Begin Supplied data
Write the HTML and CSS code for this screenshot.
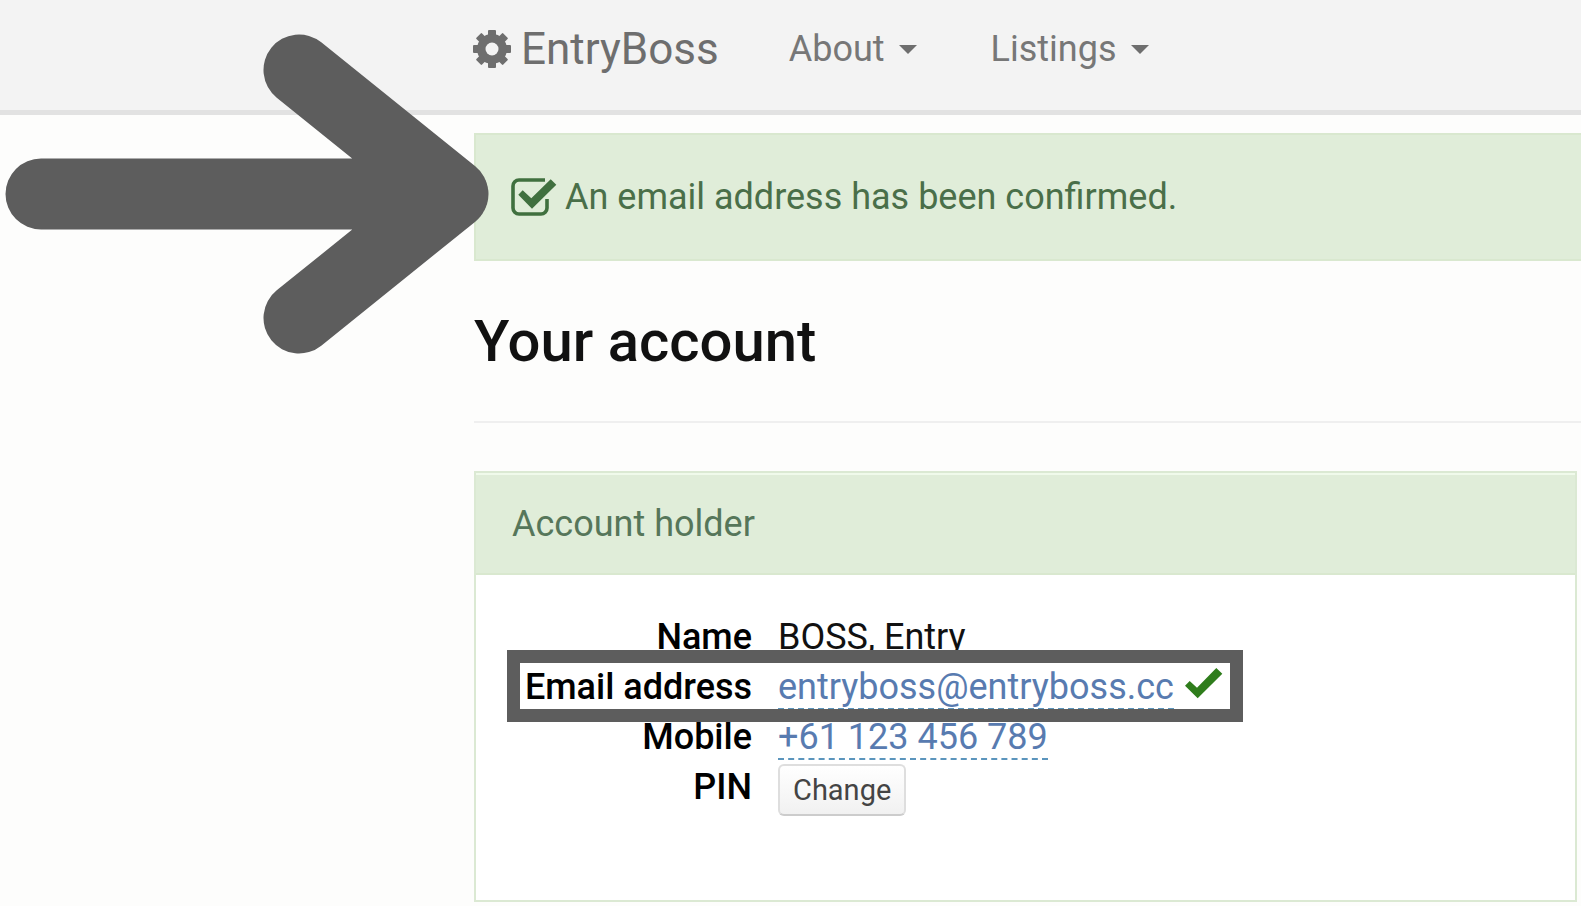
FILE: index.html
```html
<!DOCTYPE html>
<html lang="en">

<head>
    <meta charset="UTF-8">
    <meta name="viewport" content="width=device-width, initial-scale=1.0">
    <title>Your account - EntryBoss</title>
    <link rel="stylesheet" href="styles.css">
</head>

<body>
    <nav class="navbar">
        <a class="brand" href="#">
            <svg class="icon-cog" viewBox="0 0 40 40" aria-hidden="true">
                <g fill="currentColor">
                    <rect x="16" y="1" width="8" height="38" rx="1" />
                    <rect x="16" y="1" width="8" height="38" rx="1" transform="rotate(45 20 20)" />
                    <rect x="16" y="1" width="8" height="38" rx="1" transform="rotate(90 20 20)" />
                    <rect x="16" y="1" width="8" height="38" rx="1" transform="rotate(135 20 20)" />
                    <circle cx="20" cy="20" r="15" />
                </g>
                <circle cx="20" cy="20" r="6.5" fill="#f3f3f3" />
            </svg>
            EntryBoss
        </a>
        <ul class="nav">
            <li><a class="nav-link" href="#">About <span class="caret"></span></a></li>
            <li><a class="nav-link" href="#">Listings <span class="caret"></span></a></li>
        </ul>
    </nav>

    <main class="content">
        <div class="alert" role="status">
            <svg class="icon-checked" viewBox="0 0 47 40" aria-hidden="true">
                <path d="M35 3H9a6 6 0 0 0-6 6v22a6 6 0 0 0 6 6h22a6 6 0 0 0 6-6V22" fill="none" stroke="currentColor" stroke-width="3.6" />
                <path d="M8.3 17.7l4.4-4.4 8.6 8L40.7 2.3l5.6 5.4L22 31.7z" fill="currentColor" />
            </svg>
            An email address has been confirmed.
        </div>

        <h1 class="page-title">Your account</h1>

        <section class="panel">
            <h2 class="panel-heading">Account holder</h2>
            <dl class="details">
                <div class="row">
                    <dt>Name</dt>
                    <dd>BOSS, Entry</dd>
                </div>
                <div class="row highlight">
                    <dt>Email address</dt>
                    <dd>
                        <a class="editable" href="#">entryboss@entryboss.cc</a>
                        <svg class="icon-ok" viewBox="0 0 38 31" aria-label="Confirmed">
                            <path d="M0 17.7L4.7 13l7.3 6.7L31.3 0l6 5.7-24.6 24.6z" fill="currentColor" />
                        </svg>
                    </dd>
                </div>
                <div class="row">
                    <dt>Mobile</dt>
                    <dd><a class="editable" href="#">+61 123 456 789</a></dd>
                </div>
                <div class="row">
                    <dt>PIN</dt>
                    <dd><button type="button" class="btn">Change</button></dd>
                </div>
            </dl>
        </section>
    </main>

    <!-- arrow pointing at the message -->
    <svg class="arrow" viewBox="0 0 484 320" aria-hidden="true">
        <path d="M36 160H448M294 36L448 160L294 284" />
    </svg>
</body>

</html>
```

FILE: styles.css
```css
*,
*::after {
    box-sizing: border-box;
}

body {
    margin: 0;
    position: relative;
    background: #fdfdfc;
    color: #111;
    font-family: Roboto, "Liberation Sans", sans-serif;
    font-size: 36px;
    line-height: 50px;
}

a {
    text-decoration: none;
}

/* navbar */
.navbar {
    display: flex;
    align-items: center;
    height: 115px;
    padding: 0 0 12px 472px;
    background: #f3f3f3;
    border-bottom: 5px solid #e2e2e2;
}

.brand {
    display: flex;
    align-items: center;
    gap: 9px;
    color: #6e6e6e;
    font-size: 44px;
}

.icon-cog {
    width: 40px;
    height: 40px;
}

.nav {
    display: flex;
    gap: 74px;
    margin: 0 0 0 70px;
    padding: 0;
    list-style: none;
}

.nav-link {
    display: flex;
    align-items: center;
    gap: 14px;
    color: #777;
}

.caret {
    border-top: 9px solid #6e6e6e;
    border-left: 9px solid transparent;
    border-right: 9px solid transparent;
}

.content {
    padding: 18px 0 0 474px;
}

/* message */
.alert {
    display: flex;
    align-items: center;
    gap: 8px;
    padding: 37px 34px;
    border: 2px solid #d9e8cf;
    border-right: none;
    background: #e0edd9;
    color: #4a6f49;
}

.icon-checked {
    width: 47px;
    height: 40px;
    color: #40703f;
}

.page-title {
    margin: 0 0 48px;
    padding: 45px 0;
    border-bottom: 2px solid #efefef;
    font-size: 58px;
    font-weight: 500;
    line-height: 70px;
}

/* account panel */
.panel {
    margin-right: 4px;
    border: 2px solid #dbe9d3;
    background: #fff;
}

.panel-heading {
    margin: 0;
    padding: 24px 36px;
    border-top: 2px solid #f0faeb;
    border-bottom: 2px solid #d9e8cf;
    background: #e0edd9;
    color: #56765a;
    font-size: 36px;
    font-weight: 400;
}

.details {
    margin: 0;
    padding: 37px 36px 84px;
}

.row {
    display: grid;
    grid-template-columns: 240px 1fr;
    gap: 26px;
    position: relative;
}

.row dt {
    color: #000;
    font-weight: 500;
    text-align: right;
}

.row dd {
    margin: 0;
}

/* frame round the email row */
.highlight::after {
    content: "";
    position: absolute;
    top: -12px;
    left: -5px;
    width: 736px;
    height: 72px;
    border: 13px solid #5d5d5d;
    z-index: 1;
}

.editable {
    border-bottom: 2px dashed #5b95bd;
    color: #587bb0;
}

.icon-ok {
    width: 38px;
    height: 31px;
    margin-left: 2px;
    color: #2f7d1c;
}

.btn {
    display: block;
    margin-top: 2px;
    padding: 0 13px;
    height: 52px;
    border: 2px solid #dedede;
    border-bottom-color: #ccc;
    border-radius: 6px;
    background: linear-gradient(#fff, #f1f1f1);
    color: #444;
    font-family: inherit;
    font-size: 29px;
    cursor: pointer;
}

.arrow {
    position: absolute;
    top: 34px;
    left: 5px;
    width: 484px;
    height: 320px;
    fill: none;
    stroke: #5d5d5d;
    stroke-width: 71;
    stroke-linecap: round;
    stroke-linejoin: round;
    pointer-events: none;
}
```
End Supplied data
> **Aim of the task**
Repeat the material above in full and unchanged, minus its images.

> **Task output**
Write the HTML and CSS code for this screenshot.
FILE: index.html
```html
<!DOCTYPE html>
<html lang="en">

<head>
    <meta charset="UTF-8">
    <meta name="viewport" content="width=device-width, initial-scale=1.0">
    <title>Your account - EntryBoss</title>
    <link rel="stylesheet" href="styles.css">
</head>

<body>
    <nav class="navbar">
        <a class="brand" href="#">
            <svg class="icon-cog" viewBox="0 0 40 40" aria-hidden="true">
                <g fill="currentColor">
                    <rect x="16" y="1" width="8" height="38" rx="1" />
                    <rect x="16" y="1" width="8" height="38" rx="1" transform="rotate(45 20 20)" />
                    <rect x="16" y="1" width="8" height="38" rx="1" transform="rotate(90 20 20)" />
                    <rect x="16" y="1" width="8" height="38" rx="1" transform="rotate(135 20 20)" />
                    <circle cx="20" cy="20" r="15" />
                </g>
                <circle cx="20" cy="20" r="6.5" fill="#f3f3f3" />
            </svg>
            EntryBoss
        </a>
        <ul class="nav">
            <li><a class="nav-link" href="#">About <span class="caret"></span></a></li>
            <li><a class="nav-link" href="#">Listings <span class="caret"></span></a></li>
        </ul>
    </nav>

    <main class="content">
        <div class="alert" role="status">
            <svg class="icon-checked" viewBox="0 0 47 40" aria-hidden="true">
                <path d="M35 3H9a6 6 0 0 0-6 6v22a6 6 0 0 0 6 6h22a6 6 0 0 0 6-6V22" fill="none" stroke="currentColor" stroke-width="3.6" />
                <path d="M8.3 17.7l4.4-4.4 8.6 8L40.7 2.3l5.6 5.4L22 31.7z" fill="currentColor" />
            </svg>
            An email address has been confirmed.
        </div>

        <h1 class="page-title">Your account</h1>

        <section class="panel">
            <h2 class="panel-heading">Account holder</h2>
            <dl class="details">
                <div class="row">
                    <dt>Name</dt>
                    <dd>BOSS, Entry</dd>
                </div>
                <div class="row highlight">
                    <dt>Email address</dt>
                    <dd>
                        <a class="editable" href="#">entryboss@entryboss.cc</a>
                        <svg class="icon-ok" viewBox="0 0 38 31" aria-label="Confirmed">
                            <path d="M0 17.7L4.7 13l7.3 6.7L31.3 0l6 5.7-24.6 24.6z" fill="currentColor" />
                        </svg>
                    </dd>
                </div>
                <div class="row">
                    <dt>Mobile</dt>
                    <dd><a class="editable" href="#">+61 123 456 789</a></dd>
                </div>
                <div class="row">
                    <dt>PIN</dt>
                    <dd><button type="button" class="btn">Change</button></dd>
                </div>
            </dl>
        </section>
    </main>

    <!-- arrow pointing at the message -->
    <svg class="arrow" viewBox="0 0 484 320" aria-hidden="true">
        <path d="M36 160H448M294 36L448 160L294 284" />
    </svg>
</body>

</html>
```

FILE: styles.css
```css
*,
*::after {
    box-sizing: border-box;
}

body {
    margin: 0;
    position: relative;
    background: #fdfdfc;
    color: #111;
    font-family: Roboto, "Liberation Sans", sans-serif;
    font-size: 36px;
    line-height: 50px;
}

a {
    text-decoration: none;
}

/* navbar */
.navbar {
    display: flex;
    align-items: center;
    height: 115px;
    padding: 0 0 12px 472px;
    background: #f3f3f3;
    border-bottom: 5px solid #e2e2e2;
}

.brand {
    display: flex;
    align-items: center;
    gap: 9px;
    color: #6e6e6e;
    font-size: 44px;
}

.icon-cog {
    width: 40px;
    height: 40px;
}

.nav {
    display: flex;
    gap: 74px;
    margin: 0 0 0 70px;
    padding: 0;
    list-style: none;
}

.nav-link {
    display: flex;
    align-items: center;
    gap: 14px;
    color: #777;
}

.caret {
    border-top: 9px solid #6e6e6e;
    border-left: 9px solid transparent;
    border-right: 9px solid transparent;
}

.content {
    padding: 18px 0 0 474px;
}

/* message */
.alert {
    display: flex;
    align-items: center;
    gap: 8px;
    padding: 37px 34px;
    border: 2px solid #d9e8cf;
    border-right: none;
    background: #e0edd9;
    color: #4a6f49;
}

.icon-checked {
    width: 47px;
    height: 40px;
    color: #40703f;
}

.page-title {
    margin: 0 0 48px;
    padding: 45px 0;
    border-bottom: 2px solid #efefef;
    font-size: 58px;
    font-weight: 500;
    line-height: 70px;
}

/* account panel */
.panel {
    margin-right: 4px;
    border: 2px solid #dbe9d3;
    background: #fff;
}

.panel-heading {
    margin: 0;
    padding: 24px 36px;
    border-top: 2px solid #f0faeb;
    border-bottom: 2px solid #d9e8cf;
    background: #e0edd9;
    color: #56765a;
    font-size: 36px;
    font-weight: 400;
}

.details {
    margin: 0;
    padding: 37px 36px 84px;
}

.row {
    display: grid;
    grid-template-columns: 240px 1fr;
    gap: 26px;
    position: relative;
}

.row dt {
    color: #000;
    font-weight: 500;
    text-align: right;
}

.row dd {
    margin: 0;
}

/* frame round the email row */
.highlight::after {
    content: "";
    position: absolute;
    top: -12px;
    left: -5px;
    width: 736px;
    height: 72px;
    border: 13px solid #5d5d5d;
    z-index: 1;
}

.editable {
    border-bottom: 2px dashed #5b95bd;
    color: #587bb0;
}

.icon-ok {
    width: 38px;
    height: 31px;
    margin-left: 2px;
    color: #2f7d1c;
}

.btn {
    display: block;
    margin-top: 2px;
    padding: 0 13px;
    height: 52px;
    border: 2px solid #dedede;
    border-bottom-color: #ccc;
    border-radius: 6px;
    background: linear-gradient(#fff, #f1f1f1);
    color: #444;
    font-family: inherit;
    font-size: 29px;
    cursor: pointer;
}

.arrow {
    position: absolute;
    top: 34px;
    left: 5px;
    width: 484px;
    height: 320px;
    fill: none;
    stroke: #5d5d5d;
    stroke-width: 71;
    stroke-linecap: round;
    stroke-linejoin: round;
    pointer-events: none;
}
```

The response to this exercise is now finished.